By Parag Deulgaonkar
Difficult for insurers to continue this pace of premium growth: S&P
Insurance companies in the UAE are back in black in the first half 2016 after reporting losses in 2015, driven by support from the Dubai Compulsory Health Insurance Scheme, according to a Standard and Poor’s Rating Agency.
“The overall market has returned to profit, both on an underwriting basis and a net income basis, after posting losses in the 2015,” the global ratings agency said in a report titled ‘UAE Insurers Show Signs of Recovery, But Regulatory Changes Create Uncertainty’.
Overall, the UAE health insurance sector has seen a major boom since 2013, with medical premium growth averaging 30 percent in the first six months of this year.
The listed UAE insurers posted growth of nine percent in gross premiums for first-half 2016, similar to the eight per cent growth seen in first-half 2015.

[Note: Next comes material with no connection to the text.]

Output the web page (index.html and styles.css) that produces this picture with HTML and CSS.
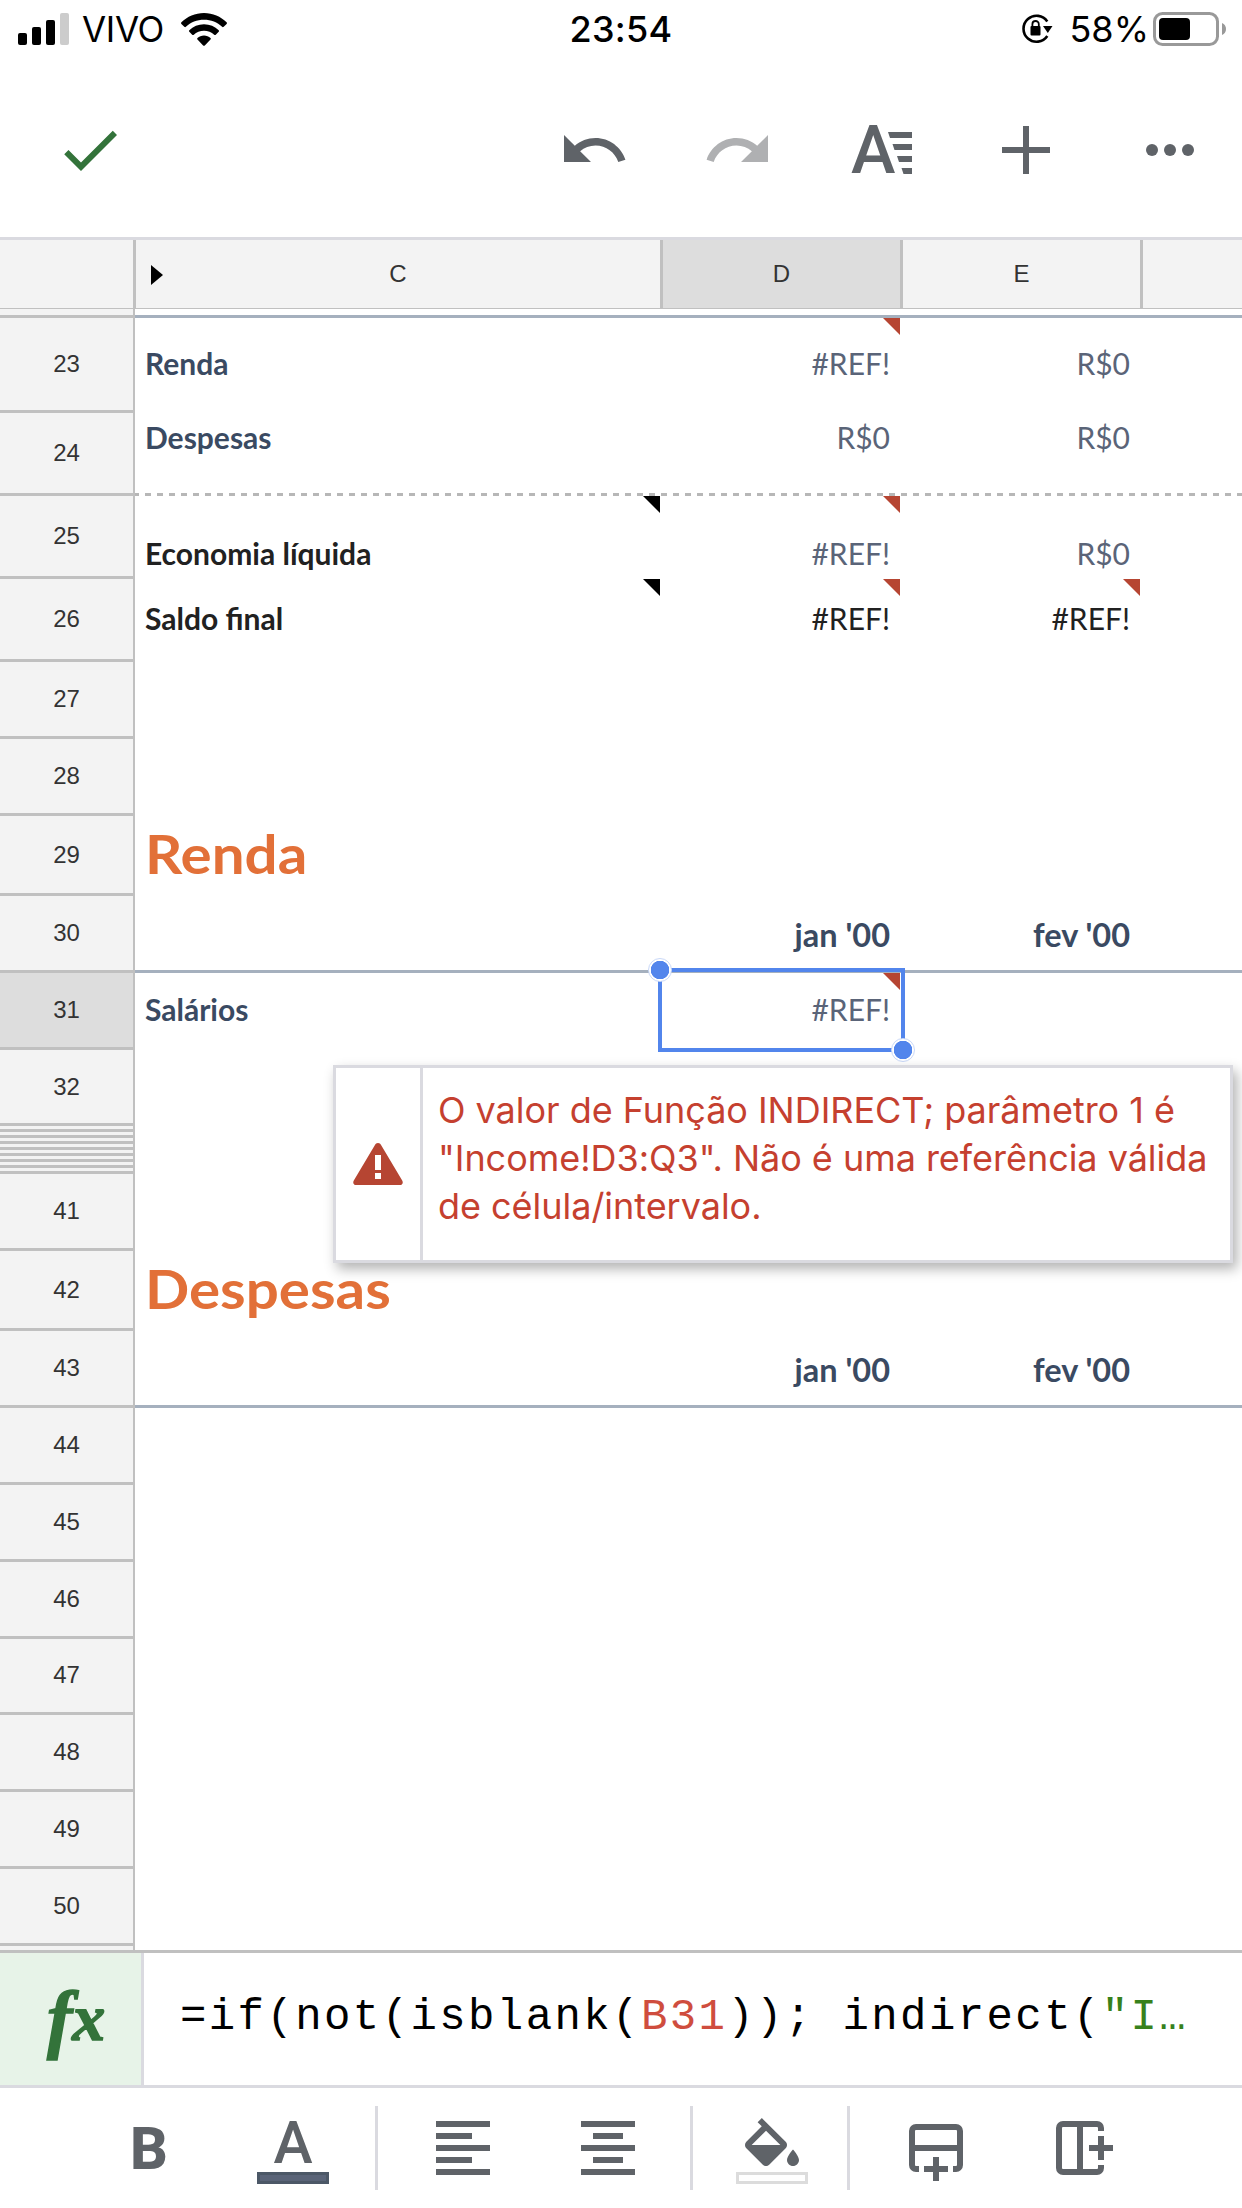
FILE: index.html
```html
<!DOCTYPE html>
<html lang="pt-BR">
<head>
  <meta charset="UTF-8">
  <meta name="viewport" content="width=device-width, initial-scale=1.0">
  <title>Planilha</title>
  <link rel="stylesheet" href="styles.css">
</head>
<body>
  <div class="app">
    <div class="status-bar">
      <div class="status-left">
        <svg class="signal" viewBox="0 0 51 32">
          <rect x="0" y="20" width="9" height="12" rx="2"/>
          <rect x="14" y="14" width="9" height="18" rx="2"/>
          <rect x="28" y="7" width="9" height="25" rx="2"/>
          <rect x="42" y="0" width="9" height="32" rx="2" fill="#ccc"/>
        </svg>
        <span class="carrier">VIVO</span>
        <svg class="wifi" viewBox="0 0 46 33">
          <path d="M23 0C14.200 0 6.200 3.600 .4 9.300c-.5.500-.5 1.100 0 1.600l2.900 2.900c.5.500 1.100.5 1.600 0C9.600 9.200 16 6.700 23 6.700s13.400 2.500 18.100 7.100c.5.500 1.100.5 1.600 0l2.900-2.900c.5-.5.5-1.100 0-1.600C39.800 3.600 31.800 0 23 0z"/>
          <path d="M23 11.300c-5.700 0-10.900 2.200-14.700 5.900-.5.500-.5 1.100 0 1.600l2.900 2.900c.5.500 1.100.5 1.600 0 2.700-2.500 6.300-3.900 10.200-3.900s7.500 1.400 10.200 3.900c.5.500 1.100.5 1.600 0l2.900-2.900c.5-.5.500-1.100 0-1.600-3.800-3.700-9-5.900-14.700-5.900z"/>
          <path d="M23 22.500c-2.500 0-4.800.9-6.500 2.400-.5.500-.5 1.100 0 1.500l5.600 6c.5.500 1.200.5 1.700 0l5.700-6c.5-.5.4-1.100 0-1.500-1.700-1.500-4-2.400-6.500-2.400z"/>
        </svg>
      </div>
      <span class="clock">23:54</span>
      <div class="status-right">
        <svg class="lock" viewBox="0 0 32 30">
          <path d="M26.300 7.500A13 13 0 1 0 26.300 22" fill="none" stroke="#000" stroke-width="2.600"/>
          <path d="M22 12h9.500l-4.700 7z"/>
          <rect x="9.500" y="12" width="10" height="9.500" rx="1"/>
          <path d="M11.400 12.500v-2.300a3.200 3.200 0 0 1 6.400 0v2.300" fill="none" stroke="#000" stroke-width="1.800"/>
        </svg>
        <span class="percent">58%</span>
        <svg class="battery" viewBox="0 0 74 34">
          <rect x="1.500" y="1.500" width="63" height="31" rx="8" fill="none" stroke="#999" stroke-width="3"/>
          <rect x="6" y="6" width="31" height="22" rx="4"/>
          <path d="M69 11c2.500 1 4 3.300 4 6s-1.500 5-4 6z" fill="#999"/>
        </svg>
      </div>
    </div>

    <div class="toolbar">
      <svg class="icon icon-done" viewBox="0 0 24 24"><path d="M9 16.170L4.830 12l-1.420 1.410L9 19 21 7l-1.410-1.410z"/></svg>
      <div class="toolbar-actions">
        <svg class="icon" viewBox="0 0 24 24"><path d="M12.500 8c-2.650 0-5.050.99-6.900 2.600L2 7v9h9l-3.620-3.620c1.390-1.160 3.160-1.880 5.120-1.880 3.540 0 6.550 2.310 7.600 5.500l2.370-.78C21.080 11.030 17.150 8 12.500 8z"/></svg>
        <svg class="icon icon-off" viewBox="0 0 24 24"><path d="M18.400 10.600C16.550 8.990 14.150 8 11.500 8c-4.650 0-8.580 3.030-9.960 7.220L3.900 16c1.050-3.190 4.050-5.500 7.600-5.500 1.950 0 3.730.72 5.120 1.880L13 16h9V7l-3.600 3.600z"/></svg>
        <div class="icon icon-format">
          <span>A</span>
          <svg viewBox="0 0 24 42"><path d="M0 0h24v6H2zM4.500 12H24v6H6.500zM9 24h15v6H11zM13.500 36H24v6H15.500z"/></svg>
        </div>
        <svg class="icon" viewBox="0 0 24 24"><path d="M11 4h2v7h7v2h-7v7h-2v-7H4v-2h7z"/></svg>
        <svg class="icon" viewBox="0 0 24 24"><circle cx="6" cy="12" r="2"/><circle cx="12" cy="12" r="2"/><circle cx="18" cy="12" r="2"/></svg>
      </div>
    </div>

    <div class="sheet">
      <div class="col-heads">
        <div class="col-head"></div>
        <div class="col-head col-c">C</div>
        <div class="col-head active">D</div>
        <div class="col-head">E</div>
        <div class="col-head"></div>
      </div>

      <div class="row cut line"><div class="row-head"></div></div>
      <div class="row h-95">
        <div class="row-head">23</div>
        <div class="cell label">Renda</div>
        <div class="cell num error">#REF!</div>
        <div class="cell num">R$0</div>
      </div>
      <div class="row h-83 top dashed">
        <div class="row-head">24</div>
        <div class="cell label">Despesas</div>
        <div class="cell num">R$0</div>
        <div class="cell num">R$0</div>
      </div>
      <div class="row h-83 bottom">
        <div class="row-head">25</div>
        <div class="cell label dark note">Economia líquida</div>
        <div class="cell num error">#REF!</div>
        <div class="cell num">R$0</div>
      </div>
      <div class="row h-83">
        <div class="row-head">26</div>
        <div class="cell label dark note">Saldo final</div>
        <div class="cell num dark error">#REF!</div>
        <div class="cell num dark error">#REF!</div>
      </div>
      <div class="row"><div class="row-head">27</div></div>
      <div class="row"><div class="row-head">28</div></div>
      <div class="row h-80">
        <div class="row-head">29</div>
        <div class="cell title"><span>Renda</span></div>
      </div>
      <div class="row line">
        <div class="row-head">30</div>
        <div class="cell"></div>
        <div class="cell month">jan '00</div>
        <div class="cell month">fev '00</div>
      </div>
      <div class="row">
        <div class="row-head active">31</div>
        <div class="cell label">Salários</div>
        <div class="cell num error">
          #REF!
          <div class="selection">
            <div class="handle handle-start"></div>
            <div class="handle handle-end"></div>
          </div>
        </div>
      </div>
      <div class="row h-76"><div class="row-head">32</div></div>
      <div class="row collapsed"><div class="row-head"></div></div>
      <div class="row"><div class="row-head">41</div></div>
      <div class="row h-80">
        <div class="row-head">42</div>
        <div class="cell title"><span>Despesas</span></div>
      </div>
      <div class="row line">
        <div class="row-head">43</div>
        <div class="cell"></div>
        <div class="cell month">jan '00</div>
        <div class="cell month">fev '00</div>
      </div>
      <div class="row blank"><div class="row-head">44</div></div>
      <div class="row blank"><div class="row-head">45</div></div>
      <div class="row blank"><div class="row-head">46</div></div>
      <div class="row blank"><div class="row-head">47</div></div>
      <div class="row blank"><div class="row-head">48</div></div>
      <div class="row blank"><div class="row-head">49</div></div>
      <div class="row blank"><div class="row-head">50</div></div>
      <div class="row rest"><div class="row-head"></div></div>

      <div class="tooltip">
        <div class="tooltip-icon">
          <svg viewBox="0 0 50 42">
            <path d="M25 0c1.500 0 2.400.8 3.200 2.200l21 35.300c1.300 2.300.2 4.500-2.200 4.500H3c-2.400 0-3.500-2.200-2.200-4.500l21-35.300C22.600.8 23.500 0 25 0z"/>
            <path d="M22 12h6v15h-6zM22 30h6v6h-6z" fill="#fff"/>
          </svg>
        </div>
        <div class="tooltip-text">
          <div>O valor de Função INDIRECT; parâmetro 1 é</div>
          <div>"Income!D3:Q3". Não é uma referência válida</div>
          <div>de célula/intervalo.</div>
        </div>
      </div>
    </div>

    <div class="formula-bar">
      <div class="fx"><span>f</span><span class="fx-x">x</span></div>
      <div class="formula">=if(not(isblank(<span class="ref">B31</span>)); indirect(<span class="str">"I…</span></div>
    </div>

    <div class="format-bar">
      <div class="tool tool-bold">B</div>
      <div class="tool tool-color"><span>A</span><div class="swatch"></div></div>
      <div class="divider"></div>
      <svg class="tool tool-left" viewBox="0 0 24 24"><path d="M3 3h18v2H3zM3 7h12v2H3zM3 11h18v2H3zM3 15h12v2H3zM3 19h18v2H3z"/></svg>
      <svg class="tool tool-center" viewBox="0 0 24 24"><path d="M3 3h18v2H3zM7 7h10v2H7zM3 11h18v2H3zM7 15h10v2H7zM3 19h18v2H3z"/></svg>
      <div class="divider"></div>
      <div class="tool tool-fill">
        <svg viewBox="0 0 24 17"><path d="M16.560 8.940L8.620 1 7.210 2.410l1.380 1.380-5.150 5.150c-.59.59-.59 1.540 0 2.120l5.500 5.500c.29.290.68.440 1.060.44s.77-.15 1.060-.44l5.500-5.500c.59-.58.59-1.530 0-2.120zM5.210 10L10 5.210 14.790 10H5.210zM19 11.500s-2 2.170-2 3.500c0 1.100.9 2 2 2s2-.9 2-2c0-1.330-2-3.500-2-3.500z"/></svg>
        <div class="swatch no-fill"></div>
      </div>
      <div class="divider"></div>
      <svg class="tool tool-row" viewBox="0 0 72 72">
        <path d="M19 57h-3a4 4 0 0 1-4-4V19a4 4 0 0 1 4-4h40a4 4 0 0 1 4 4v34a4 4 0 0 1-4 4h-3M12 36h48" fill="none" stroke="#5f6368" stroke-width="6"/>
        <path d="M33 45h6v9h9v6h-9v9h-6v-9h-9v-6h9z"/>
      </svg>
      <svg class="tool tool-col" viewBox="0 0 72 72">
        <path d="M54 19v-3a4 4 0 0 0-4-4H16a4 4 0 0 0-4 4v40a4 4 0 0 0 4 4h34a4 4 0 0 0 4-4v-3M33 12v48" fill="none" stroke="#5f6368" stroke-width="6"/>
        <path d="M51 24h6v9h9v6h-9v9h-6v-9h-9v-6h9z"/>
      </svg>
    </div>
  </div>
</body>
</html>
```
FILE: styles.css
```css
* {
  margin: 0;
  padding: 0;
  box-sizing: border-box;
}

body {
  font-family: Inter, 'Liberation Sans', sans-serif;
  background: #fff;
}

.app {
  width: 1242px;
  height: 2208px;
  display: flex;
  flex-direction: column;
  overflow: hidden;
}

svg {
  display: block;
  flex: none;
}

/* status bar */
.status-bar {
  height: 60px;
  display: grid;
  grid-template-columns: 1fr auto 1fr;
  padding: 0 15px 0 18px;
  font-size: 35px;
  line-height: 59px;
  color: #000;
}

.status-left,
.status-right {
  display: flex;
}

.status-right {
  justify-content: flex-end;
}

.signal {
  width: 51px;
  height: 32px;
  margin: 13px 13px 0 0;
}

.carrier {
  width: 99px;
  letter-spacing: -0.3px;
}

.wifi {
  width: 46px;
  height: 33px;
  margin-top: 13px;
}

.clock {
  font-size: 36px;
  font-weight: 500;
  letter-spacing: 0.3px;
  margin-left: -3px;
}

.lock {
  width: 32px;
  height: 30px;
  margin-top: 14px;
}

.percent {
  font-size: 36px;
  margin: 0 4px 0 16px;
}

.battery {
  width: 74px;
  height: 34px;
  margin-top: 12px;
}

/* top toolbar */
.toolbar {
  height: 180px;
  display: flex;
  justify-content: space-between;
  align-items: center;
  padding: 3px 36px 0 54px;
  border-bottom: 3px solid #dadae0;
}

.toolbar-actions {
  display: flex;
  gap: 72px;
}

.icon {
  width: 72px;
  height: 72px;
  fill: #5f6368;
}

.icon-done {
  fill: #33733a;
}

.icon-off {
  fill: #afb0b2;
}

.icon-format {
  display: flex;
  padding: 12px 0 0 6px;
  font: 500 67px/49px Roboto, sans-serif;
  color: #5f6368;
}

.icon-format span {
  width: 36px;
  margin-left: -1px;
}

.icon-format svg {
  width: 24px;
  height: 42px;
  margin: 6px 0 0 1px;
}

/* sheet */
.sheet {
  position: relative;
  height: 1710px;
  overflow: hidden;
}

.col-heads {
  display: grid;
  grid-template-columns: 136px 527px 240px 240px 1fr;
  height: 69px;
  border-bottom: 1px solid #c0c0c0;
}

.col-head {
  background: #f3f3f3;
  border-right: 3px solid #c0c0c0;
  font: 24px/67px 'Liberation Sans', sans-serif;
  color: #333;
  text-align: center;
}

.col-head:last-child {
  border-right: none;
}

.col-c {
  position: relative;
}

/* hidden columns arrow */
.col-c::before {
  content: '';
  position: absolute;
  left: 15px;
  top: 25px;
  border-left: 12px solid #000;
  border-top: 10.5px solid transparent;
  border-bottom: 10.5px solid transparent;
}

.row {
  height: 77px;
  display: grid;
  grid-template-columns: 135px 525px 240px 240px;
  background: no-repeat bottom left / 100% 3px;
}

.h-95 { height: 95px; }
.h-83 { height: 83px; }
.h-80 { height: 80px; }
.h-76 { height: 76px; }
.cut { height: 9px; }
.collapsed { height: 48px; }
.blank { height: 76.857px; }
.rest { height: 4px; }

.line {
  background-image: linear-gradient(#a5b0be, #a5b0be);
}

.dashed {
  background-image: repeating-linear-gradient(90deg, transparent 0 1px, #b7b7b7 1px 7px, transparent 7px 12px);
}

.row-head {
  display: flex;
  align-items: center;
  justify-content: center;
  background: #f3f3f3;
  border-right: 2px solid #c0c0c0;
  border-bottom: 3px solid #c0c0c0;
  font: 24px/1 'Liberation Sans', sans-serif;
  color: #333;
}

.active {
  background: #ddd;
}

.collapsed .row-head {
  border-bottom: none;
  background: repeating-linear-gradient(#f3f3f3 0 3px, #c0c0c0 3px 6px);
}

.rest .row-head {
  border-bottom: none;
}

.cell {
  position: relative;
  display: flex;
  align-items: center;
  padding: 0 10px 6px;
  font: 30px/36px Lato, sans-serif;
  color: #5a6478;
}

.top .cell {
  align-items: flex-start;
  padding-top: 6px;
}

.bottom .cell {
  align-items: flex-end;
  padding-bottom: 8px;
}

.label {
  font-weight: 700;
  color: #3a4a62;
}

.dark {
  color: #212121;
}

.num,
.month {
  justify-content: flex-end;
}

.month {
  padding-bottom: 0;
  font-size: 32.5px;
  font-weight: 700;
  color: #3a4a62;
}

.title {
  padding-bottom: 4px;
  font-size: 53px;
  font-weight: 700;
  color: #e27038;
}

.title span {
  transform: scaleX(1.1);
  transform-origin: left;
}

.error::before,
.note::before {
  content: '';
  position: absolute;
  top: 0;
  right: 0;
  width: 17px;
  height: 17px;
  background: #b64532;
  clip-path: polygon(0 0, 100% 0, 100% 100%);
}

.note::before {
  background: #000;
}

.selection {
  position: absolute;
  top: -5px;
  left: -2px;
  right: -5px;
  bottom: -2px;
  border: 4px solid #5285ec;
}

.handle {
  position: absolute;
  width: 24px;
  height: 24px;
  border-radius: 50%;
  border: 1px solid #c9d8f8;
  background: radial-gradient(#5285ec 9px, #fff 9.5px);
}

.handle-start {
  top: -14px;
  left: -14px;
}

.handle-end {
  right: -14px;
  bottom: -14px;
}

/* error tooltip */
.tooltip {
  position: absolute;
  left: 333px;
  top: 825px;
  width: 900px;
  height: 198px;
  display: flex;
  background: #fff;
  border: 3px solid #dadae0;
  box-shadow: 4px 6px 12px rgba(0, 0, 0, 0.3);
}

.tooltip-icon {
  width: 87px;
  padding: 75px 0 0 17px;
  border-right: 3px solid #dadae0;
}

.tooltip-icon svg {
  width: 50px;
  height: 42px;
  fill: #b64532;
}

.tooltip-text {
  padding: 18px 0 0 15px;
  font-size: 36px;
  line-height: 48px;
  letter-spacing: -0.03px;
  color: #c5402f;
  white-space: nowrap;
}

/* formula bar */
.formula-bar {
  height: 138px;
  display: flex;
  border-top: 3px solid #c0c0c0;
  border-bottom: 3px solid #dadae0;
}

.fx {
  width: 144px;
  display: flex;
  padding-left: 47px;
  background: #e7f3e8;
  border-right: 3px solid #dadae0;
  font: italic 700 76px/130px 'Liberation Serif', serif;
  color: #33733a;
  -webkit-text-stroke: 1.5px #33733a;
}

.fx-x {
  font-size: 66px;
  margin-left: 0;
}

.formula {
  padding-left: 36px;
  font: 44px/129px 'Liberation Mono', monospace;
  letter-spacing: 2.4px;
  color: #000;
  white-space: pre;
}

.ref {
  color: #cf4d3e;
}

.str {
  color: #37811c;
}

/* bottom format bar */
.format-bar {
  height: 120px;
  display: flex;
  padding-top: 18px;
  font-family: Roboto, sans-serif;
  color: #5f6368;
}

.tool {
  width: 72px;
  height: 84px;
  flex: none;
  fill: #5f6368;
}

.tool-bold {
  margin-left: 113px;
  text-align: center;
  font-size: 59px;
  font-weight: 800;
  line-height: 85px;
}

.tool-color {
  margin: 0 46px 0 72px;
  text-align: center;
  font-size: 59px;
  font-weight: 500;
}

.tool-color span {
  display: block;
  height: 66px;
  line-height: 73px;
}

.tool-left,
.tool-center,
.tool-row,
.tool-col {
  height: 72px;
  margin-top: 6px;
}

.tool-left {
  margin-left: 49px;
}

.tool-center {
  margin-left: 73px;
  margin-right: 46px;
}

.tool-row {
  margin-left: 50px;
}

.tool-col {
  margin-left: 75px;
}

.swatch {
  width: 72px;
  height: 12px;
  background: #5a6478;
  border: 3px solid #4c5867;
}

.no-fill {
  background: #fff;
  border-color: #dcdcdc;
}

.divider {
  width: 3px;
  height: 84px;
  background: #dadae0;
}

.tool-fill {
  margin: 0 39px 0 43px;
}

.tool-fill svg {
  width: 72px;
  height: 51px;
  margin: 9px 0 6px;
}
```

The conventional insurers registered a 10 percent increase in premiums in first half 2016, compared with five per cent for the first half of 2015, while the takaful (Islamic insurance) sector faced a slower pace of growth, at four percent, compared with 30 percent for the first half of 2015, owing to the dip in premium income in 2016 for four out of eight takaful insurers.
“The UAE is vulnerable to many of these factors, resulting in our reduced forecasts for GDP growth in the coming years. However, this slowdown has not been a barrier to the expansion of the local insurance market,” the report said.
The Dubai Compulsory Health Insurance Scheme, completed in a three-stage roll-out in June 2016, was introduced following Abu Dhabi making health insurance mandatory for all residents several years ago.
The report states that it will become increasingly difficult for insurers to continue this pace of premium growth, unless they find innovative ideas to diversify into newer business lines considering that over 90 percent of medical premiums in the UAE are generated within Abu Dhabi and Dubai, and both the emirates have now completed their medical insurance projects.
Currently, 60 insurance companies in the country, out of which 29 are listed on one of the two stock exchanges (Abu Dhabi Securities Exchange and Dubai Financial Market), which control almost half of the total UAE market premiums, the report said.